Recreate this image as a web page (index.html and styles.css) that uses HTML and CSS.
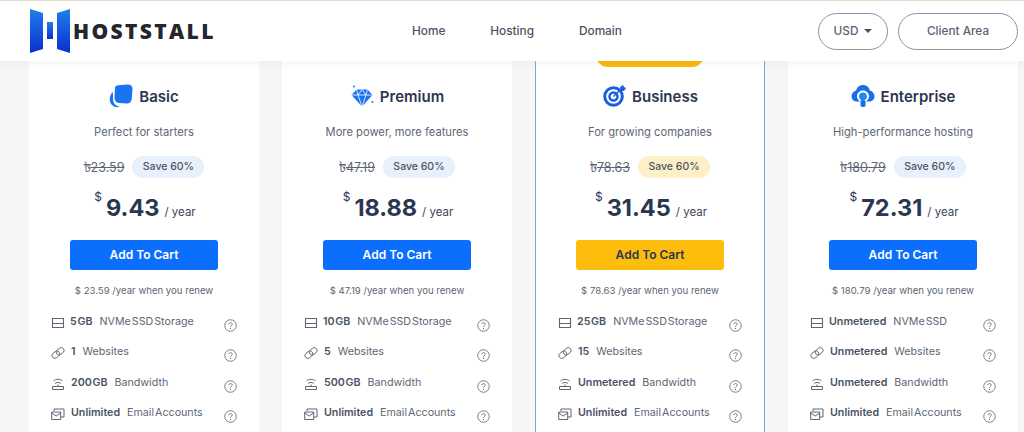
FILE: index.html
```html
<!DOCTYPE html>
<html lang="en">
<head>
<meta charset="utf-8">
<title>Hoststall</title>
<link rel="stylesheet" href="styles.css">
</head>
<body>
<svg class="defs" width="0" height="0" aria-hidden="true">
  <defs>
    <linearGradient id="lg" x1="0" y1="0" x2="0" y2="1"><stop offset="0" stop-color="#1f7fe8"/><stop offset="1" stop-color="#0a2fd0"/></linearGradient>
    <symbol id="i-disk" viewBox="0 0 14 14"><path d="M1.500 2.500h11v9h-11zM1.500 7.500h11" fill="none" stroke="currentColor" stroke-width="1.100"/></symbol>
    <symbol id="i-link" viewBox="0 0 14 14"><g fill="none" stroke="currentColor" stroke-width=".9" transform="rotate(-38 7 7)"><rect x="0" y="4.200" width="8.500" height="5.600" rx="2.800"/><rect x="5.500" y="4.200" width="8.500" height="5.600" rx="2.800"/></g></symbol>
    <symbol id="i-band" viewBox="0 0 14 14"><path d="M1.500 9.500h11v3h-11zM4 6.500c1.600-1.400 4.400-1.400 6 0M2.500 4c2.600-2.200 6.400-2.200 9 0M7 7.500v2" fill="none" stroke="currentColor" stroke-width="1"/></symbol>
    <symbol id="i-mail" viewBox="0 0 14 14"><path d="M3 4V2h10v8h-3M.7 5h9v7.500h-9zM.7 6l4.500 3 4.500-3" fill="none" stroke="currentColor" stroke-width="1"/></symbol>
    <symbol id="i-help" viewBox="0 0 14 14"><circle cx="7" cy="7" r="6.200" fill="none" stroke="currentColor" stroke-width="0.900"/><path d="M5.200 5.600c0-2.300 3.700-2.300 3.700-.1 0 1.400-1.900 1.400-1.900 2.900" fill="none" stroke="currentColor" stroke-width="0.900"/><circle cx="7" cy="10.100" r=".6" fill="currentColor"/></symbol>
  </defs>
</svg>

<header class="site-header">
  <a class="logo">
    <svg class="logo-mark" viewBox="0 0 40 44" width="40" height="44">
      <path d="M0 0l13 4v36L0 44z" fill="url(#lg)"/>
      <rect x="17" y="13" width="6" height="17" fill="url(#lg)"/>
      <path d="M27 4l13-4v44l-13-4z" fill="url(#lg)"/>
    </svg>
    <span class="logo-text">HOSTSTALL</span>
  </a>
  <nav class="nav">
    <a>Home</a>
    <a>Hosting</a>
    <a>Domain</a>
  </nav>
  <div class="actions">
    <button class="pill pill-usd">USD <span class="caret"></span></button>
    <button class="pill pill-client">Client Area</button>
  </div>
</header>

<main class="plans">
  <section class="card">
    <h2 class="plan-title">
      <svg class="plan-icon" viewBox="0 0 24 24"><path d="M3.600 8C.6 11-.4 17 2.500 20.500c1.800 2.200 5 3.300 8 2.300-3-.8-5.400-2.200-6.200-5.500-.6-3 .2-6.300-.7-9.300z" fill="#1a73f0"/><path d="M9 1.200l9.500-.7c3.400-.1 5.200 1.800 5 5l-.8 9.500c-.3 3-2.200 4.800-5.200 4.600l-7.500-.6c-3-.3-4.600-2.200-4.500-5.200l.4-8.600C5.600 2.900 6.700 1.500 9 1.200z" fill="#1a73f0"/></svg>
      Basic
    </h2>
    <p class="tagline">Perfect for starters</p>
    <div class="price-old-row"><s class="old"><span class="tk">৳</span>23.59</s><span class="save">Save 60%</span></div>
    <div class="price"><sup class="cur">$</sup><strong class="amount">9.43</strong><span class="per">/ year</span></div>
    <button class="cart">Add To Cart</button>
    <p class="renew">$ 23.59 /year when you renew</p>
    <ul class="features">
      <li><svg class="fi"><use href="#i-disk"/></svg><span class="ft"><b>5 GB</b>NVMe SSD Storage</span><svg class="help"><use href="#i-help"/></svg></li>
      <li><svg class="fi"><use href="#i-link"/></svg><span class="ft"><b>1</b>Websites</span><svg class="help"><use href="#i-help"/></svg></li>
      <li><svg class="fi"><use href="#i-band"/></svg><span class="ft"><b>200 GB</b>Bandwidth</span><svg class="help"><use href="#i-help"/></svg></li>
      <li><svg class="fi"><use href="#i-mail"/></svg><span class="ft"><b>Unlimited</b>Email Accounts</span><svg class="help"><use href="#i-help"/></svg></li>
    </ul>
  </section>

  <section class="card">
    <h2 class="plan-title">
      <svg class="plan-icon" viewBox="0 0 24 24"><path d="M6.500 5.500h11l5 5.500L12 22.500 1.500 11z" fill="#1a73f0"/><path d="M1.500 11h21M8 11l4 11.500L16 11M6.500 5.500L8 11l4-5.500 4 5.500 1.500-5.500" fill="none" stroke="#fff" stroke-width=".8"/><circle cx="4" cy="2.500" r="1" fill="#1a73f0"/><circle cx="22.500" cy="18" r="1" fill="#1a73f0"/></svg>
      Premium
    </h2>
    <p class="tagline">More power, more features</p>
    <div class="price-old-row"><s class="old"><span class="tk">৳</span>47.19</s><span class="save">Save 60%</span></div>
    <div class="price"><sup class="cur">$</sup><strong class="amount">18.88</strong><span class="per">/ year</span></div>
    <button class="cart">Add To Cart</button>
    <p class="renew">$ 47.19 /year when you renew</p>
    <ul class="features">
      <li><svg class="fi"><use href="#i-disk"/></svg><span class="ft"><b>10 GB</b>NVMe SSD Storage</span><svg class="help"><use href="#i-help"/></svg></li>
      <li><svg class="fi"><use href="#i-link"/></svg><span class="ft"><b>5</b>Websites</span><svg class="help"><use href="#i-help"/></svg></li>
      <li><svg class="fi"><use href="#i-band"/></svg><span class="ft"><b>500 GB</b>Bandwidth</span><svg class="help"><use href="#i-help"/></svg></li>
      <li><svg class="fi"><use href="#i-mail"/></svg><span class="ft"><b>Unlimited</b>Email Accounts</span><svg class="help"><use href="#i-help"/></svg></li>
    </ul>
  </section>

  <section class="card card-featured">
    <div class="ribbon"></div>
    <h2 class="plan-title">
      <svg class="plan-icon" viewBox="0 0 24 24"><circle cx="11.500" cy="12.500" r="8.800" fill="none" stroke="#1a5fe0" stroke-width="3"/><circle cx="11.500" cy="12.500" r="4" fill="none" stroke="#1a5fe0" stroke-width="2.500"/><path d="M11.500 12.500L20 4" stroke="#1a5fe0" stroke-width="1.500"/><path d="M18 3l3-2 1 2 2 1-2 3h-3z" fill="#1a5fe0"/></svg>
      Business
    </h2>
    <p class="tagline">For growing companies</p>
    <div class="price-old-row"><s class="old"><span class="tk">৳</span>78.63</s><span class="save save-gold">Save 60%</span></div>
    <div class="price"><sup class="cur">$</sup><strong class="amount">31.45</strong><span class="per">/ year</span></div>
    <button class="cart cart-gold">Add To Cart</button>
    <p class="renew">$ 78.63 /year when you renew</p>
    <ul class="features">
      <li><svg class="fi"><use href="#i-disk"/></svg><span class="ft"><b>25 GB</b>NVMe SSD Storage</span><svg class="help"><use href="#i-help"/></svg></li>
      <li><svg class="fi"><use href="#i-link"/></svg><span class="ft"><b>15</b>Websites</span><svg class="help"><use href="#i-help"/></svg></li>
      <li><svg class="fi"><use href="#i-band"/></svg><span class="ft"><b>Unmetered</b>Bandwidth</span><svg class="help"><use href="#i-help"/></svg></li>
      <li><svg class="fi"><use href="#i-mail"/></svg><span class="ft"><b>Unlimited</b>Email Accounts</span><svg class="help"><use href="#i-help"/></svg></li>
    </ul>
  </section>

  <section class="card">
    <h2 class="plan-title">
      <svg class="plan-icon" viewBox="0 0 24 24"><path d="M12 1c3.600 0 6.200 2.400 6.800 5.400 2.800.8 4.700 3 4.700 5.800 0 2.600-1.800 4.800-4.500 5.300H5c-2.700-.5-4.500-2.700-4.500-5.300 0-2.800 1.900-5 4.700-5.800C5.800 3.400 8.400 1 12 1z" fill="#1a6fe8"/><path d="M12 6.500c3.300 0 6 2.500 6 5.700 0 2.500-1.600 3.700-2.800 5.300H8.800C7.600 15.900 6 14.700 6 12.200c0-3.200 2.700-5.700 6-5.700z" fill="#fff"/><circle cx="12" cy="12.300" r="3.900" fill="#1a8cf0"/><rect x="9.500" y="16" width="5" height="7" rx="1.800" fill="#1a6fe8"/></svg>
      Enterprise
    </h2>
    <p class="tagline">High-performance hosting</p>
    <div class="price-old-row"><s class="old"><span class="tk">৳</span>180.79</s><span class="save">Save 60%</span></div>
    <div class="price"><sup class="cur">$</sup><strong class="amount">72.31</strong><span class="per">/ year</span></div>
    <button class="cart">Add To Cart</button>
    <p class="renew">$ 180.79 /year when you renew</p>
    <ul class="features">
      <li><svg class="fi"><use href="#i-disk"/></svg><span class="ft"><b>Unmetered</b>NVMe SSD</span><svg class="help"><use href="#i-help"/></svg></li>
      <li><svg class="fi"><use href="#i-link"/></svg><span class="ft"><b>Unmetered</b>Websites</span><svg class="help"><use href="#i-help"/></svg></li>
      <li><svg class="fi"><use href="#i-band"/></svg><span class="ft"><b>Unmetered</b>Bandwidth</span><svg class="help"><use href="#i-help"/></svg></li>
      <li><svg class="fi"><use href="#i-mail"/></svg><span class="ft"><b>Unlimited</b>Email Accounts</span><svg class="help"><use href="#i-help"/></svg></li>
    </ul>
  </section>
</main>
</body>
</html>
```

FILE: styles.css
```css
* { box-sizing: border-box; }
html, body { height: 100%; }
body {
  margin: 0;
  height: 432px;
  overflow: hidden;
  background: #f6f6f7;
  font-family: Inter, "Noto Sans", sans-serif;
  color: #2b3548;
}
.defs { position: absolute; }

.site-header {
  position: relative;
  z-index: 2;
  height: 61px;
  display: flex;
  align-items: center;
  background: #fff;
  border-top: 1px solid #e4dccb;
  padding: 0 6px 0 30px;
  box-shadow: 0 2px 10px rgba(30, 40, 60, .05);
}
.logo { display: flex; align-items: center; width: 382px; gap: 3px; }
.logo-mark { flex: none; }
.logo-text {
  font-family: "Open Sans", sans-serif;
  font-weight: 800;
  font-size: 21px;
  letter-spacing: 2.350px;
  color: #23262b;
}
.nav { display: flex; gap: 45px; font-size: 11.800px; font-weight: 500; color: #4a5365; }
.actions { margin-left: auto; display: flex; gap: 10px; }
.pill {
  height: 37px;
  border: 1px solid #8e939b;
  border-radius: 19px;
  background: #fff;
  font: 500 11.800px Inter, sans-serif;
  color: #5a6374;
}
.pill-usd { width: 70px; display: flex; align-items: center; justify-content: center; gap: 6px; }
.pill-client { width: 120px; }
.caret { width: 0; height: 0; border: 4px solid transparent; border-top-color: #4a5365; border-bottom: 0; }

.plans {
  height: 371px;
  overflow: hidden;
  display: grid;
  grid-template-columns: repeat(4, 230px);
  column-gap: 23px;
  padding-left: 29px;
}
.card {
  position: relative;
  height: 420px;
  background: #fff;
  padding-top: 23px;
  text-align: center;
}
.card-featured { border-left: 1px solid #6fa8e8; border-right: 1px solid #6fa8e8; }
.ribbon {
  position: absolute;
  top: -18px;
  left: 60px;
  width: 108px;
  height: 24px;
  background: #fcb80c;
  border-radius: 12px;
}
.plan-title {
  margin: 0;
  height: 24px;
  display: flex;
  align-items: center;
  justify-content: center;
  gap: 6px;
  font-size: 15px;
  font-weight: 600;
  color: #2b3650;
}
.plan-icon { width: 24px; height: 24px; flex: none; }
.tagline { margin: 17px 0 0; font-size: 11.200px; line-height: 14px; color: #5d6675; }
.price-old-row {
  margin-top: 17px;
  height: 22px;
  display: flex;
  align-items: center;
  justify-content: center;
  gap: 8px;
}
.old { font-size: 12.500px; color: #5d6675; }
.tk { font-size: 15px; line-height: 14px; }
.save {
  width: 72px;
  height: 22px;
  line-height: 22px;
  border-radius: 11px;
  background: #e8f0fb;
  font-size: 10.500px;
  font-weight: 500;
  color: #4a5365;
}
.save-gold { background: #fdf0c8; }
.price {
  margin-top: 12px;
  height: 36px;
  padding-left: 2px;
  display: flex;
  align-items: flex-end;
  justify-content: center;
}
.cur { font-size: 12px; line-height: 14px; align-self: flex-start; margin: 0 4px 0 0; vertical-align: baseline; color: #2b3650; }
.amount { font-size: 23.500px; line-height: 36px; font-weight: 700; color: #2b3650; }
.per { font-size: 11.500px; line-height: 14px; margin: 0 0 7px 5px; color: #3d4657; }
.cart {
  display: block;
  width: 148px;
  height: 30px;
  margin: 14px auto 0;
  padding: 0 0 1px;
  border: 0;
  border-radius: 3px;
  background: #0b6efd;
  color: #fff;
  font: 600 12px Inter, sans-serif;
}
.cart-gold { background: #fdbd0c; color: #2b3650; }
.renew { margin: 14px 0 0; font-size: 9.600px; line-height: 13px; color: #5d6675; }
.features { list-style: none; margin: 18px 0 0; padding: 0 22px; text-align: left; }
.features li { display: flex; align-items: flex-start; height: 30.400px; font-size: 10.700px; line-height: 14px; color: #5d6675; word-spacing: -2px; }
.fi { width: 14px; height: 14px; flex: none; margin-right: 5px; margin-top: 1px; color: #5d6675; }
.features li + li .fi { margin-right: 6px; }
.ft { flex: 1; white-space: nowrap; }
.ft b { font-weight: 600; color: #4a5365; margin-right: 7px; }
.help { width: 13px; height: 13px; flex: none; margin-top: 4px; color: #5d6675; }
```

######

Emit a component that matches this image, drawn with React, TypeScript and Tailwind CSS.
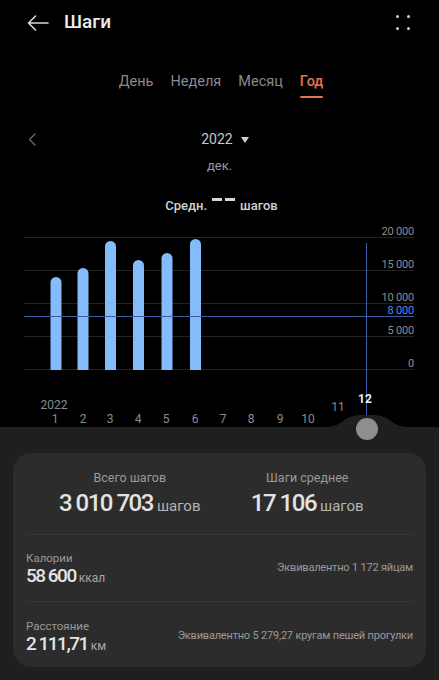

######

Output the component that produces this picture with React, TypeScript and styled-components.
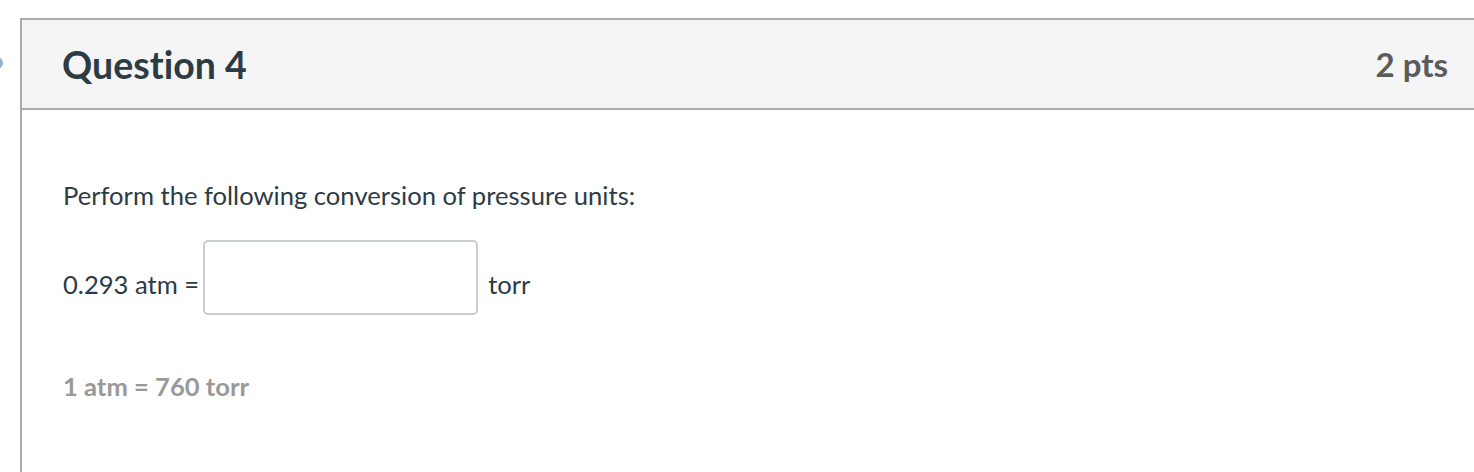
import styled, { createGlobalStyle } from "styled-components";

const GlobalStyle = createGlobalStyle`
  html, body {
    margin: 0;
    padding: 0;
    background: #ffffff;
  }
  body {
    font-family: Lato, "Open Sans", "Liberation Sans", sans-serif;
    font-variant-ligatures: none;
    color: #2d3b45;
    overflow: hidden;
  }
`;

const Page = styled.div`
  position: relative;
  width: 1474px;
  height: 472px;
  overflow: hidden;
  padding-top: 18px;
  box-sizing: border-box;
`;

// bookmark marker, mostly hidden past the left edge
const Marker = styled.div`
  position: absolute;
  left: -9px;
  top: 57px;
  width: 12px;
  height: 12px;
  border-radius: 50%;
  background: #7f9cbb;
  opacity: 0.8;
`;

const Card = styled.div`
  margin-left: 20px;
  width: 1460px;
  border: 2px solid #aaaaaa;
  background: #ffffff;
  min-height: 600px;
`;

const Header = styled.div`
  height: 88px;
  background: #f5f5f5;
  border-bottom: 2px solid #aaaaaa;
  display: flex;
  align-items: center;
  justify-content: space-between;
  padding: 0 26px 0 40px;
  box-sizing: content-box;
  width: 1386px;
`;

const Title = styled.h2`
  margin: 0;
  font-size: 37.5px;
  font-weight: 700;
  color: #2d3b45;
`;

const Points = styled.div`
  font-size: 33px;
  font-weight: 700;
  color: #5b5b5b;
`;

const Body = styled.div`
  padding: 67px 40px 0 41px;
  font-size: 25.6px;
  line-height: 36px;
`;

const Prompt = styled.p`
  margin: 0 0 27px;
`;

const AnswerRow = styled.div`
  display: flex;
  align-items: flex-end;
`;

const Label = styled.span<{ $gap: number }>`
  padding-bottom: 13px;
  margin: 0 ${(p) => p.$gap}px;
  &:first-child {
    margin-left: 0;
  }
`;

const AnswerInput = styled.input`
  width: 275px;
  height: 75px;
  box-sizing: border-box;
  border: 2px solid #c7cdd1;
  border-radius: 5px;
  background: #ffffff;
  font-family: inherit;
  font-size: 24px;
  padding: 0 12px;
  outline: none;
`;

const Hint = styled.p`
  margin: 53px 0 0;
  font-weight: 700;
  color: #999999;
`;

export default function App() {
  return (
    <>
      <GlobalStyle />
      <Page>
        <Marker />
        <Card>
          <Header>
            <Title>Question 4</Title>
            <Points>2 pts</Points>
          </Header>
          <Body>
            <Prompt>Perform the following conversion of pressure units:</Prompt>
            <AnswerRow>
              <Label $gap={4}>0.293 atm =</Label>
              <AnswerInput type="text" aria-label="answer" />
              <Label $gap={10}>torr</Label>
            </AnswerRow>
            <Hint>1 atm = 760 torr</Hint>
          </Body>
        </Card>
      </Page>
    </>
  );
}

######

▸ **DIRECTION**
Pull every line containing "React" from the material above.

▸ **EXERCISE ANSWER**
Emit a component that matches this image, drawn with React, TypeScript and Tailwind CSS.
Output the component that produces this picture with React, TypeScript and styled-components.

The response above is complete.